I built the minimum viable product for Hopper. In a week. With no internet.
"But why," you say, "when you could just use the internet?!"
Well, yes. I could have. However, I deliberately chose not to. We spend so much of our lives convinced just how important the internet is. We need it to navigate, to find food, to share our lives and consume others’.
So I wanted to try an experiment: build a web app that relies upon the internet in every facet of its existence without using the internet.
I chose to build Hopper during a week-long vacation on Singer Island. I worked in the evenings on the darkened balcony of my hotel room. Light from a small reading lamp lazily floated through the curtains behind me.
I was disconnected. Without the noise of instant messengers, tweets, emails, nor the beckoning delight of social news and entertaining distractions available to me, I was completely focused on building Hopper.
A week prior to that first line of code, I was planning the project. I knew I was going to build it without internet and had to make some decisions. What tools would I need? What documentation?
Being without internet forces you to focus on the essentials. With the vastness of its offerings and near interminable variety of choices, it’s all too easy to get caught up in trying this, that, and the other thing. You lose focus on the point: what is absolutely necessary for me to get this done? Knowing I was going to be without internet drove me to make quick, decisive choices.
I downloaded the scant few libraries I would need to survive.
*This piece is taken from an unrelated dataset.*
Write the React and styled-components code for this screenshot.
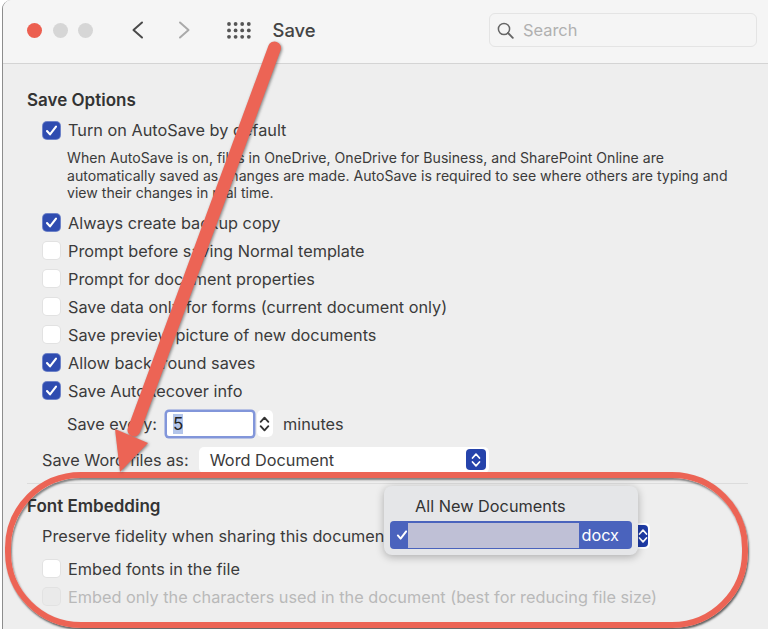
import React from "react";
import styled, { createGlobalStyle } from "styled-components";

const GlobalStyle = createGlobalStyle`
  html, body { margin: 0; padding: 0; background: #fff; }
  body { font-family: Inter, "Liberation Sans", sans-serif; }
`;

const Page = styled.div`
  position: relative;
  width: 768px;
  height: 629px;
  overflow: hidden;
  background: #fff;
`;

const Win = styled.div`
  margin-left: 2px;
  height: 629px;
  background: #eeeeee;
  border-left: 1px solid #8d8d8d;
  border-top-left-radius: 9px;
  color: #3b3b3b;
  overflow: hidden;
`;

const TitleBar = styled.div`
  display: flex;
  align-items: center;
  height: 64px;
  padding: 0 11px 3px 24px;
  box-sizing: border-box;
  background: #f5f5f5;
  border-bottom: 1px solid #d4d4d4;
`;

const Light = styled.span`
  width: 15px;
  height: 15px;
  margin-right: 10.5px;
  border-radius: 50%;
  background: ${p => p.$color};
`;

const NavIcon = styled.svg`
  display: block;
  margin-left: ${p => p.$left}px;
`;

const WinTitle = styled.div`
  margin-left: 22px;
  font-size: 18.4px;
  font-weight: 500;
  color: #444;
`;

const SearchBox = styled.div`
  display: flex;
  align-items: center;
  gap: 9px;
  width: 268px;
  height: 34px;
  margin-left: auto;
  padding-left: 7px;
  box-sizing: border-box;
  border: 1px solid #e4e4e4;
  border-radius: 6px;
  font-size: 16.4px;
  color: #b0b0b0;
`;

const Content = styled.div`
  padding: 26px 0 0 24px;
`;

const Heading = styled.div`
  font-size: 17px;
  font-weight: 600;
  line-height: 20px;
  color: #333;
`;

const Indented = styled.div`
  padding: 6px 0 0 15px;
`;

const Row = styled.div`
  display: flex;
  align-items: center;
  gap: 8px;
  height: 28px;
  font-size: 16.3px;
  color: ${p => (p.$disabled ? "#b9b9b9" : "#3b3b3b")};
`;

const Box = styled.span`
  display: flex;
  align-items: center;
  justify-content: center;
  flex: none;
  width: 17px;
  height: 17px;
  margin-left: 1px;
  border-radius: 4px;
  background: ${p => (p.$checked ? "#2f4cb0" : p.$disabled ? "#eaeaea" : "#fff")};
  box-shadow: 0 0 0 1px ${p => (p.$checked ? "#6d82c8" : "#e2e2e2")};
`;

const Desc = styled.p`
  margin: 0;
  padding: 5px 0 7px 25px;
  font-size: 14.1px;
  line-height: 17.5px;
  color: #3b3b3b;
  white-space: nowrap;
`;

const EveryRow = styled.div`
  display: flex;
  align-items: center;
  height: 28px;
  margin-top: 5px;
  padding-left: 25px;
  font-size: 16.3px;
`;

const NumberField = styled.div`
  width: 86px;
  height: 24px;
  margin-left: 10px;
  padding-left: 6px;
  box-sizing: border-box;
  background: #fff;
  border-radius: 2px;
  box-shadow: 0 0 0 2.5px #8296da;
  font-size: 17px;
  line-height: 24px;
  color: #222;
`;

const Selected = styled.span`
  background: #b3c5ea;
`;

const Stepper = styled.span`
  display: flex;
  align-items: center;
  justify-content: center;
  width: 16px;
  height: 27px;
  margin: 0 10px 0 4px;
  background: #fff;
  border-radius: 5px;
`;

const SelectRow = styled.div`
  display: flex;
  align-items: center;
  gap: 10px;
  height: 26px;
  margin-top: 9px;
  font-size: 16.3px;
`;

const Select = styled.div`
  display: flex;
  align-items: center;
  justify-content: space-between;
  width: 290px;
  height: 26px;
  padding: 0 3px 0 11px;
  box-sizing: border-box;
  background: #fff;
  border-radius: 5px;
  color: #3b3b3b;
`;

const SelectButton = styled.span`
  display: flex;
  align-items: center;
  justify-content: center;
  width: 20px;
  height: 21px;
  background: #2543ab;
  border-radius: 4px;
`;

const Divider = styled.div`
  height: 1px;
  margin: 10px 20px 12px 0;
  background: #dcdcdc;
`;

const PreserveRow = styled.div`
  height: 22px;
  margin-top: 9px;
  padding-left: 15px;
  font-size: 16.3px;
  line-height: 22px;
  white-space: nowrap;
`;

const EmbedList = styled.div`
  margin-top: 8px;
  padding-left: 15px;
`;

const PopupStub = styled.span`
  position: absolute;
  left: 625px;
  top: 523px;
  display: flex;
  align-items: center;
  justify-content: flex-end;
  width: 25px;
  height: 26px;
  padding-right: 2px;
  box-sizing: border-box;
  background: #fff;
  border-radius: 5px;
`;

const StubFill = styled.span`
  display: flex;
  align-items: center;
  justify-content: flex-end;
  width: 20px;
  height: 22px;
  background: #1f3ca6;
  border-radius: 4px;
`;

const Menu = styled.div`
  position: absolute;
  left: 384px;
  top: 486px;
  width: 254px;
  height: 69px;
  padding: 6px;
  box-sizing: border-box;
  background: #e5e6e8;
  border-radius: 8px;
  box-shadow: 0 2px 9px rgba(0, 0, 0, 0.28);
  font-size: 16.3px;
`;

const MenuItem = styled.div`
  height: 29px;
  padding-left: 25px;
  line-height: 29px;
  color: #333;
`;

const MenuActive = styled.div`
  position: relative;
  display: flex;
  align-items: center;
  justify-content: flex-end;
  height: 28px;
  padding-right: 13px;
  background: #4a63bd;
  border-radius: 4px;
  color: #fff;
`;

const MenuCheck = styled.svg`
  position: absolute;
  left: 6px;
  top: 8px;
`;

const Redacted = styled.span`
  position: absolute;
  left: 18px;
  top: 2px;
  width: 171px;
  height: 25px;
  background: #bfc0d6;
`;

const Ring = styled.div`
  position: absolute;
  left: 5px;
  top: 472px;
  width: 743px;
  height: 156px;
  box-sizing: border-box;
  border: 6px solid #ec6455;
  border-radius: 76px;
  box-shadow: 1px 2px 2px rgba(40, 40, 40, 0.7), inset 1px 2px 2px rgba(40, 40, 40, 0.55);
`;

const ArrowSvg = styled.svg`
  position: absolute;
  left: 0;
  top: 0;
  pointer-events: none;
  filter: drop-shadow(1px 1px 1.5px rgba(40, 40, 40, 0.55));
`;

const Tick = ({ color = "#fff", size = 13 }) => (
  <svg width={size} height={size} viewBox="0 0 13 13" fill="none">
    <path d="M2 7l3 3.4L11 2.6" stroke={color} strokeWidth="2.1" strokeLinecap="round" strokeLinejoin="round" />
  </svg>
);

const UpDown = ({ color, width = 10, height = 16 }) => (
  <svg width={width} height={height} viewBox="0 0 10 16" fill="none">
    <path d="M1.5 6L5 2.2 8.5 6M1.5 10L5 13.8 8.5 10" stroke={color} strokeWidth="1.7" strokeLinecap="round" strokeLinejoin="round" />
  </svg>
);

const CheckRow = ({ checked, disabled, children }) => (
  <Row $disabled={disabled}>
    <Box $checked={checked} $disabled={disabled}>{checked && <Tick />}</Box>
    <span>{children}</span>
  </Row>
);

const dots = [];
for (let y = 0; y < 3; y++) {
  for (let x = 0; x < 4; x++) dots.push([2 + x * 6.6, 2 + y * 6.4]);
}

export default function App() {
  return (
    <Page>
      <GlobalStyle />
      <Win>
        <TitleBar>
          <Light $color="#ec5f50" />
          <Light $color="#d6d6d6" />
          <Light $color="#d6d6d6" />
          <NavIcon $left={27} width="13" height="18" viewBox="0 0 13 18" fill="none">
            <path d="M11 1.5L2.5 9l8.5 7.5" stroke="#4a4a4a" strokeWidth="2" strokeLinecap="round" strokeLinejoin="round" />
          </NavIcon>
          <NavIcon $left={34} width="13" height="18" viewBox="0 0 13 18" fill="none">
            <path d="M2 1.5L10.5 9 2 16.5" stroke="#aaaaaa" strokeWidth="2" strokeLinecap="round" strokeLinejoin="round" />
          </NavIcon>
          <NavIcon $left={36} width="24" height="17" viewBox="0 0 24 17">
            {dots.map(([cx, cy]) => (
              <circle key={`${cx}-${cy}`} cx={cx} cy={cy} r="1.9" fill="#555" />
            ))}
          </NavIcon>
          <WinTitle>Save</WinTitle>
          <SearchBox>
            <svg width="17" height="17" viewBox="0 0 17 17" fill="none">
              <circle cx="7" cy="7" r="5.6" stroke="#666" strokeWidth="1.5" />
              <path d="M11 11l4.8 4.8" stroke="#666" strokeWidth="1.9" strokeLinecap="round" />
            </svg>
            Search
          </SearchBox>
        </TitleBar>
        <Content>
          <Heading>Save Options</Heading>
          <Indented>
            <CheckRow checked>Turn on AutoSave by default</CheckRow>
            <Desc>
              When AutoSave is on, files in OneDrive, OneDrive for Business, and SharePoint Online are<br />
              automatically saved as changes are made. AutoSave is required to see where others are typing and<br />
              view their changes in real time.
            </Desc>
            <CheckRow checked>Always create backup copy</CheckRow>
            <CheckRow>Prompt before saving Normal template</CheckRow>
            <CheckRow>Prompt for document properties</CheckRow>
            <CheckRow>Save data only for forms (current document only)</CheckRow>
            <CheckRow>Save preview picture of new documents</CheckRow>
            <CheckRow checked>Allow background saves</CheckRow>
            <CheckRow checked>Save AutoRecover info</CheckRow>
            <EveryRow>
              Save every:
              <NumberField><Selected>5</Selected></NumberField>
              <Stepper><UpDown color="#333" width="11" height="18" /></Stepper>
              minutes
            </EveryRow>
            <SelectRow>
              Save Word files as:
              <Select>
                Word Document
                <SelectButton><UpDown color="#fff" /></SelectButton>
              </Select>
            </SelectRow>
          </Indented>
          <Divider />
          <Heading>Font Embedding</Heading>
          <PreserveRow>Preserve fidelity when sharing this document:</PreserveRow>
          <EmbedList>
            <CheckRow>Embed fonts in the file</CheckRow>
            <CheckRow disabled>Embed only the characters used in the document (best for reducing file size)</CheckRow>
          </EmbedList>
        </Content>
      </Win>

      <PopupStub><StubFill><UpDown color="#fff" /></StubFill></PopupStub>
      <Menu>
        <MenuItem>All New Documents</MenuItem>
        <MenuActive>
          <MenuCheck width="12" height="12" viewBox="0 0 13 13" fill="none">
            <path d="M2 7l3 3.4L11 2.6" stroke="#fff" strokeWidth="2.1" strokeLinecap="round" strokeLinejoin="round" />
          </MenuCheck>
          <Redacted />
          docx
        </MenuActive>
      </Menu>

      <Ring />
      <ArrowSvg width="768" height="629" viewBox="0 0 768 629">
        <path d="M274.5 48L134 430" stroke="#ec6455" strokeWidth="13" strokeLinecap="round" />
        <polygon points="120,472 115,429 148,443" fill="#ec6455" />
      </ArrowSvg>
    </Page>
  );
}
A few days in and the project was coming along great. Most of the components were either completed or at least had a skeleton to build upon.
And then I hit a roadblock: I hadn’t foreseen the need for one small but pivotal library. “Crap,” I said aloud, “this is a problem.”
I pulled out my phone to research my options. I quickly found a two hundred line library that covered my needs—but I had no way to transfer it from my phone to my laptop. So, I buckled down and copied it off my phone, manually.
Thirty minutes later, I had a carbon copy of the library in my project. Better yet, I now had an understanding of the library—I knew exactly how the algorithm worked because I was forced to read it as I rewrote it. Had I been connected to the internet, I wouldn’t have given two thoughts to downloading it and dropping it into the project, sight nearly unseen, let alone understood.
The internet is a tool, and like any tool, it can be abused. We use it at inappropriate times or when can get by without it, without a second thought. Thanks to its multi-purpose nature, it slips into the many crevices of our lives without much notice.
I took notice and chose to do away with it during what many would consider an appropriate or, even, necessary time to use it. I wanted to prove it was not only possible and doable, but a successful, viable, and repeatable activity.
Hopper, today, has over 10,000 users and 70,000 pastes. I continue to regularly disconnect completely while doing development and design. I’d consider that successful, viable, and repeatable—wouldn’t you?